No images are to be carried over; print all other material exactly as it stands.

# RECORDED INFORMATION start

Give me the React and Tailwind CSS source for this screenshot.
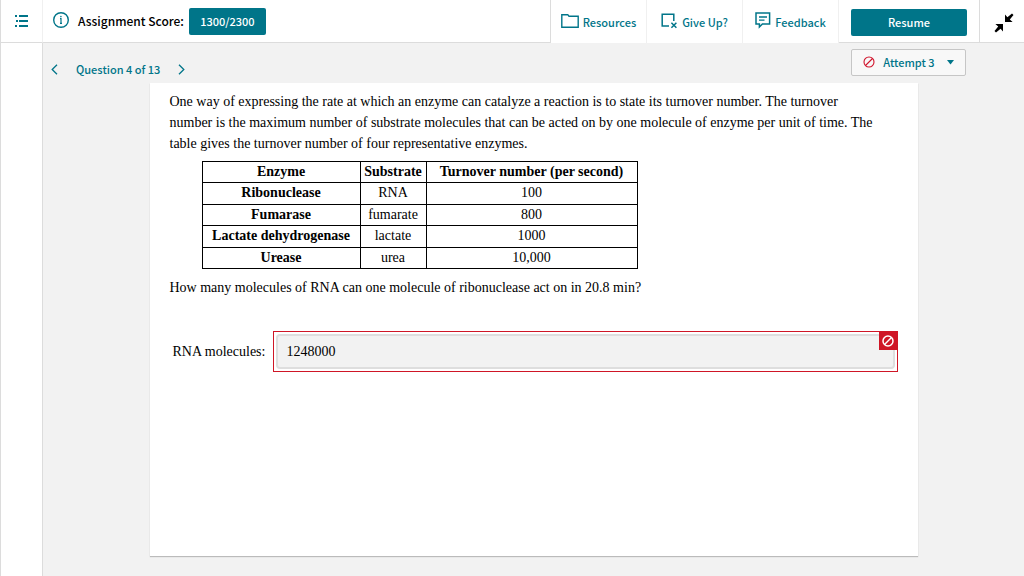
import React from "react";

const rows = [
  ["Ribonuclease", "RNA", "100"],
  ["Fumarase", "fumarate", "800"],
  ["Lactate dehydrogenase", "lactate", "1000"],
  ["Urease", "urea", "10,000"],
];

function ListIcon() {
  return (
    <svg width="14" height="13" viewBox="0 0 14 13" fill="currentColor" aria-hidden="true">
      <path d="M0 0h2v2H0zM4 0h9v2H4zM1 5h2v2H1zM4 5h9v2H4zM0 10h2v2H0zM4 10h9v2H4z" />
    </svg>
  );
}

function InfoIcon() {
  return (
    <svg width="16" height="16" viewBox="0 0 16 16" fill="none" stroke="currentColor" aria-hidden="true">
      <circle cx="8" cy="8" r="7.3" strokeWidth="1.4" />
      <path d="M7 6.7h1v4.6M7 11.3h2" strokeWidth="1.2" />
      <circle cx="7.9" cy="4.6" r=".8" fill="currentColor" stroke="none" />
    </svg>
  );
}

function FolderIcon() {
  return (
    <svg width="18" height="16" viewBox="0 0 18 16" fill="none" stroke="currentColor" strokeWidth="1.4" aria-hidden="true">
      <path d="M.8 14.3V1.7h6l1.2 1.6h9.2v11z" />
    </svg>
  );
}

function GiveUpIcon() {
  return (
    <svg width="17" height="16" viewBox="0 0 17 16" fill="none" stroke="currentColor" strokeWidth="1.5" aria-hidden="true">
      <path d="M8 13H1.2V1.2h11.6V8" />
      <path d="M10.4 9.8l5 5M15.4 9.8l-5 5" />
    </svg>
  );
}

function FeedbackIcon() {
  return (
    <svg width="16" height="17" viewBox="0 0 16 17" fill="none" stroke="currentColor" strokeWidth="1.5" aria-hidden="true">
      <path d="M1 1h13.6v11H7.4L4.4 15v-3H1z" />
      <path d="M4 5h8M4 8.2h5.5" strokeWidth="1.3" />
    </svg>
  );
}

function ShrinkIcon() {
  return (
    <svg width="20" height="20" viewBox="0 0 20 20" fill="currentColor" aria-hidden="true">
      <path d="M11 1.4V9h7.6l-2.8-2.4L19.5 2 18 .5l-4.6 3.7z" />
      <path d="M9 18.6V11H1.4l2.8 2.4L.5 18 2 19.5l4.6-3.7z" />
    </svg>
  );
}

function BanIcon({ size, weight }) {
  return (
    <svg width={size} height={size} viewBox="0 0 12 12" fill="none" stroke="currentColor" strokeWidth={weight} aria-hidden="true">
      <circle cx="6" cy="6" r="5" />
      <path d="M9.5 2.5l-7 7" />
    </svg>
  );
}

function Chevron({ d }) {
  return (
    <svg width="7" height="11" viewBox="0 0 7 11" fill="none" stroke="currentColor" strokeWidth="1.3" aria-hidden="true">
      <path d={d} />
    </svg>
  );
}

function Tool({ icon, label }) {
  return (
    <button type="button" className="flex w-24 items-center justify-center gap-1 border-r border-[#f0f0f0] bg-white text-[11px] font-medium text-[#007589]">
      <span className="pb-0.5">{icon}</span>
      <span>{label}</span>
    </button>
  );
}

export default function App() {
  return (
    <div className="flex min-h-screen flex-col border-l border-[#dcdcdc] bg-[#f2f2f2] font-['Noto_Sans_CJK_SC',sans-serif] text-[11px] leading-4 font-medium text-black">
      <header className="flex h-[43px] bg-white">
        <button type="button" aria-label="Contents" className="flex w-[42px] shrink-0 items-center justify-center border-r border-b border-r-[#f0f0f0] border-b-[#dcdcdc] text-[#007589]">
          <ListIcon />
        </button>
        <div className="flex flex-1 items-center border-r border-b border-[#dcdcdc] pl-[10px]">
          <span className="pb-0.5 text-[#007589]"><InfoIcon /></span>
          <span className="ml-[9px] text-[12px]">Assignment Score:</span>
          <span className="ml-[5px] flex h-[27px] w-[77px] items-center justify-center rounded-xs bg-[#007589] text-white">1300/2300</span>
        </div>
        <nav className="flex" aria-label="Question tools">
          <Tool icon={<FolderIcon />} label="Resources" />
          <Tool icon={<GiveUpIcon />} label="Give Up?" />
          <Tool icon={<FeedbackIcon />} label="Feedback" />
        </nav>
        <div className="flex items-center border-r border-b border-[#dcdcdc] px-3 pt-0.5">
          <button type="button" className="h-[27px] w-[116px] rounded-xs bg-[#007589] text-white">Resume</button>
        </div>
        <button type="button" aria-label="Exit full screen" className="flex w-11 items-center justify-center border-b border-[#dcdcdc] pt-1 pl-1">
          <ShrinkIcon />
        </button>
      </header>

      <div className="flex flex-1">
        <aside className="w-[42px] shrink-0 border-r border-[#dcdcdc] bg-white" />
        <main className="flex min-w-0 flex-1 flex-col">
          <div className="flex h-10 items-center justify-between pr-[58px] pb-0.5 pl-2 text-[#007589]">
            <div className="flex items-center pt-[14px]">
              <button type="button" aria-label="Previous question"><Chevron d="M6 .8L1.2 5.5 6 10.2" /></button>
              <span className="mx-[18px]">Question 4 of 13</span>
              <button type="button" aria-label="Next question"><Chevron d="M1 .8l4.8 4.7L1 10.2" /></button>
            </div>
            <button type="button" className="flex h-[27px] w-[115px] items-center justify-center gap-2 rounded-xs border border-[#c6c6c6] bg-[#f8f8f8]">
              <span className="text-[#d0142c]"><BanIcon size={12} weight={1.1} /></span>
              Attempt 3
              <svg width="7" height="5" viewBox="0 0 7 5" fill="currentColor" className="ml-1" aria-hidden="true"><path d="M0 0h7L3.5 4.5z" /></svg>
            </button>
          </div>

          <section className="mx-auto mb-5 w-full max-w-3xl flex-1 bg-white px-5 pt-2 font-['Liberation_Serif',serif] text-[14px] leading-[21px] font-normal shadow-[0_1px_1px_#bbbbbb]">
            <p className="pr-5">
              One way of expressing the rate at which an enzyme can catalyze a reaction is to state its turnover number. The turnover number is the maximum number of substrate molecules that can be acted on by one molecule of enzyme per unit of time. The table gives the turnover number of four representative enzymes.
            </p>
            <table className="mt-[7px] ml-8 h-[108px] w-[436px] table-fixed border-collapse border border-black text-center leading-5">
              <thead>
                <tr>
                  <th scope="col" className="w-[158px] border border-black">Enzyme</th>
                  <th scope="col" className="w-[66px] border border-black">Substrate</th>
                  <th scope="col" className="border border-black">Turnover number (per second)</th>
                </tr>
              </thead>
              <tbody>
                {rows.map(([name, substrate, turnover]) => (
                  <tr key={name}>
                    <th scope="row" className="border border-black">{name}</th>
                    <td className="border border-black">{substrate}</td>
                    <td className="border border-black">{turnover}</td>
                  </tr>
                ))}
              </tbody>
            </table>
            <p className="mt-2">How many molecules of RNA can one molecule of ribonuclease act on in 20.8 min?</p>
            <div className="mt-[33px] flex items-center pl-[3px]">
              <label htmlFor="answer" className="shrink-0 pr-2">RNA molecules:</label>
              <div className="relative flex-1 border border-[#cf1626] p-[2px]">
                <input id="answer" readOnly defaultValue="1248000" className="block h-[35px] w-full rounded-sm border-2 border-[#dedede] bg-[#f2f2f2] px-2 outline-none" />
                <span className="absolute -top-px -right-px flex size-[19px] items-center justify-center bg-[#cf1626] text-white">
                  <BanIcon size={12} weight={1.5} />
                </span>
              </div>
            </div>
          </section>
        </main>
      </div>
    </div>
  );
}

# RECORDED INFORMATION end

▶ _SOLUTION FOR THIS EXERCISE_
Give me the React and Tailwind CSS source for this screenshot.
import React from "react";

const rows = [
  ["Ribonuclease", "RNA", "100"],
  ["Fumarase", "fumarate", "800"],
  ["Lactate dehydrogenase", "lactate", "1000"],
  ["Urease", "urea", "10,000"],
];

function ListIcon() {
  return (
    <svg width="14" height="13" viewBox="0 0 14 13" fill="currentColor" aria-hidden="true">
      <path d="M0 0h2v2H0zM4 0h9v2H4zM1 5h2v2H1zM4 5h9v2H4zM0 10h2v2H0zM4 10h9v2H4z" />
    </svg>
  );
}

function InfoIcon() {
  return (
    <svg width="16" height="16" viewBox="0 0 16 16" fill="none" stroke="currentColor" aria-hidden="true">
      <circle cx="8" cy="8" r="7.3" strokeWidth="1.4" />
      <path d="M7 6.7h1v4.6M7 11.3h2" strokeWidth="1.2" />
      <circle cx="7.9" cy="4.6" r=".8" fill="currentColor" stroke="none" />
    </svg>
  );
}

function FolderIcon() {
  return (
    <svg width="18" height="16" viewBox="0 0 18 16" fill="none" stroke="currentColor" strokeWidth="1.4" aria-hidden="true">
      <path d="M.8 14.3V1.7h6l1.2 1.6h9.2v11z" />
    </svg>
  );
}

function GiveUpIcon() {
  return (
    <svg width="17" height="16" viewBox="0 0 17 16" fill="none" stroke="currentColor" strokeWidth="1.5" aria-hidden="true">
      <path d="M8 13H1.2V1.2h11.6V8" />
      <path d="M10.4 9.8l5 5M15.4 9.8l-5 5" />
    </svg>
  );
}

function FeedbackIcon() {
  return (
    <svg width="16" height="17" viewBox="0 0 16 17" fill="none" stroke="currentColor" strokeWidth="1.5" aria-hidden="true">
      <path d="M1 1h13.6v11H7.4L4.4 15v-3H1z" />
      <path d="M4 5h8M4 8.2h5.5" strokeWidth="1.3" />
    </svg>
  );
}

function ShrinkIcon() {
  return (
    <svg width="20" height="20" viewBox="0 0 20 20" fill="currentColor" aria-hidden="true">
      <path d="M11 1.4V9h7.6l-2.8-2.4L19.5 2 18 .5l-4.6 3.7z" />
      <path d="M9 18.6V11H1.4l2.8 2.4L.5 18 2 19.5l4.6-3.7z" />
    </svg>
  );
}

function BanIcon({ size, weight }) {
  return (
    <svg width={size} height={size} viewBox="0 0 12 12" fill="none" stroke="currentColor" strokeWidth={weight} aria-hidden="true">
      <circle cx="6" cy="6" r="5" />
      <path d="M9.5 2.5l-7 7" />
    </svg>
  );
}

function Chevron({ d }) {
  return (
    <svg width="7" height="11" viewBox="0 0 7 11" fill="none" stroke="currentColor" strokeWidth="1.3" aria-hidden="true">
      <path d={d} />
    </svg>
  );
}

function Tool({ icon, label }) {
  return (
    <button type="button" className="flex w-24 items-center justify-center gap-1 border-r border-[#f0f0f0] bg-white text-[11px] font-medium text-[#007589]">
      <span className="pb-0.5">{icon}</span>
      <span>{label}</span>
    </button>
  );
}

export default function App() {
  return (
    <div className="flex min-h-screen flex-col border-l border-[#dcdcdc] bg-[#f2f2f2] font-['Noto_Sans_CJK_SC',sans-serif] text-[11px] leading-4 font-medium text-black">
      <header className="flex h-[43px] bg-white">
        <button type="button" aria-label="Contents" className="flex w-[42px] shrink-0 items-center justify-center border-r border-b border-r-[#f0f0f0] border-b-[#dcdcdc] text-[#007589]">
          <ListIcon />
        </button>
        <div className="flex flex-1 items-center border-r border-b border-[#dcdcdc] pl-[10px]">
          <span className="pb-0.5 text-[#007589]"><InfoIcon /></span>
          <span className="ml-[9px] text-[12px]">Assignment Score:</span>
          <span className="ml-[5px] flex h-[27px] w-[77px] items-center justify-center rounded-xs bg-[#007589] text-white">1300/2300</span>
        </div>
        <nav className="flex" aria-label="Question tools">
          <Tool icon={<FolderIcon />} label="Resources" />
          <Tool icon={<GiveUpIcon />} label="Give Up?" />
          <Tool icon={<FeedbackIcon />} label="Feedback" />
        </nav>
        <div className="flex items-center border-r border-b border-[#dcdcdc] px-3 pt-0.5">
          <button type="button" className="h-[27px] w-[116px] rounded-xs bg-[#007589] text-white">Resume</button>
        </div>
        <button type="button" aria-label="Exit full screen" className="flex w-11 items-center justify-center border-b border-[#dcdcdc] pt-1 pl-1">
          <ShrinkIcon />
        </button>
      </header>

      <div className="flex flex-1">
        <aside className="w-[42px] shrink-0 border-r border-[#dcdcdc] bg-white" />
        <main className="flex min-w-0 flex-1 flex-col">
          <div className="flex h-10 items-center justify-between pr-[58px] pb-0.5 pl-2 text-[#007589]">
            <div className="flex items-center pt-[14px]">
              <button type="button" aria-label="Previous question"><Chevron d="M6 .8L1.2 5.5 6 10.2" /></button>
              <span className="mx-[18px]">Question 4 of 13</span>
              <button type="button" aria-label="Next question"><Chevron d="M1 .8l4.8 4.7L1 10.2" /></button>
            </div>
            <button type="button" className="flex h-[27px] w-[115px] items-center justify-center gap-2 rounded-xs border border-[#c6c6c6] bg-[#f8f8f8]">
              <span className="text-[#d0142c]"><BanIcon size={12} weight={1.1} /></span>
              Attempt 3
              <svg width="7" height="5" viewBox="0 0 7 5" fill="currentColor" className="ml-1" aria-hidden="true"><path d="M0 0h7L3.5 4.5z" /></svg>
            </button>
          </div>

          <section className="mx-auto mb-5 w-full max-w-3xl flex-1 bg-white px-5 pt-2 font-['Liberation_Serif',serif] text-[14px] leading-[21px] font-normal shadow-[0_1px_1px_#bbbbbb]">
            <p className="pr-5">
              One way of expressing the rate at which an enzyme can catalyze a reaction is to state its turnover number. The turnover number is the maximum number of substrate molecules that can be acted on by one molecule of enzyme per unit of time. The table gives the turnover number of four representative enzymes.
            </p>
            <table className="mt-[7px] ml-8 h-[108px] w-[436px] table-fixed border-collapse border border-black text-center leading-5">
              <thead>
                <tr>
                  <th scope="col" className="w-[158px] border border-black">Enzyme</th>
                  <th scope="col" className="w-[66px] border border-black">Substrate</th>
                  <th scope="col" className="border border-black">Turnover number (per second)</th>
                </tr>
              </thead>
              <tbody>
                {rows.map(([name, substrate, turnover]) => (
                  <tr key={name}>
                    <th scope="row" className="border border-black">{name}</th>
                    <td className="border border-black">{substrate}</td>
                    <td className="border border-black">{turnover}</td>
                  </tr>
                ))}
              </tbody>
            </table>
            <p className="mt-2">How many molecules of RNA can one molecule of ribonuclease act on in 20.8 min?</p>
            <div className="mt-[33px] flex items-center pl-[3px]">
              <label htmlFor="answer" className="shrink-0 pr-2">RNA molecules:</label>
              <div className="relative flex-1 border border-[#cf1626] p-[2px]">
                <input id="answer" readOnly defaultValue="1248000" className="block h-[35px] w-full rounded-sm border-2 border-[#dedede] bg-[#f2f2f2] px-2 outline-none" />
                <span className="absolute -top-px -right-px flex size-[19px] items-center justify-center bg-[#cf1626] text-white">
                  <BanIcon size={12} weight={1.5} />
                </span>
              </div>
            </div>
          </section>
        </main>
      </div>
    </div>
  );
}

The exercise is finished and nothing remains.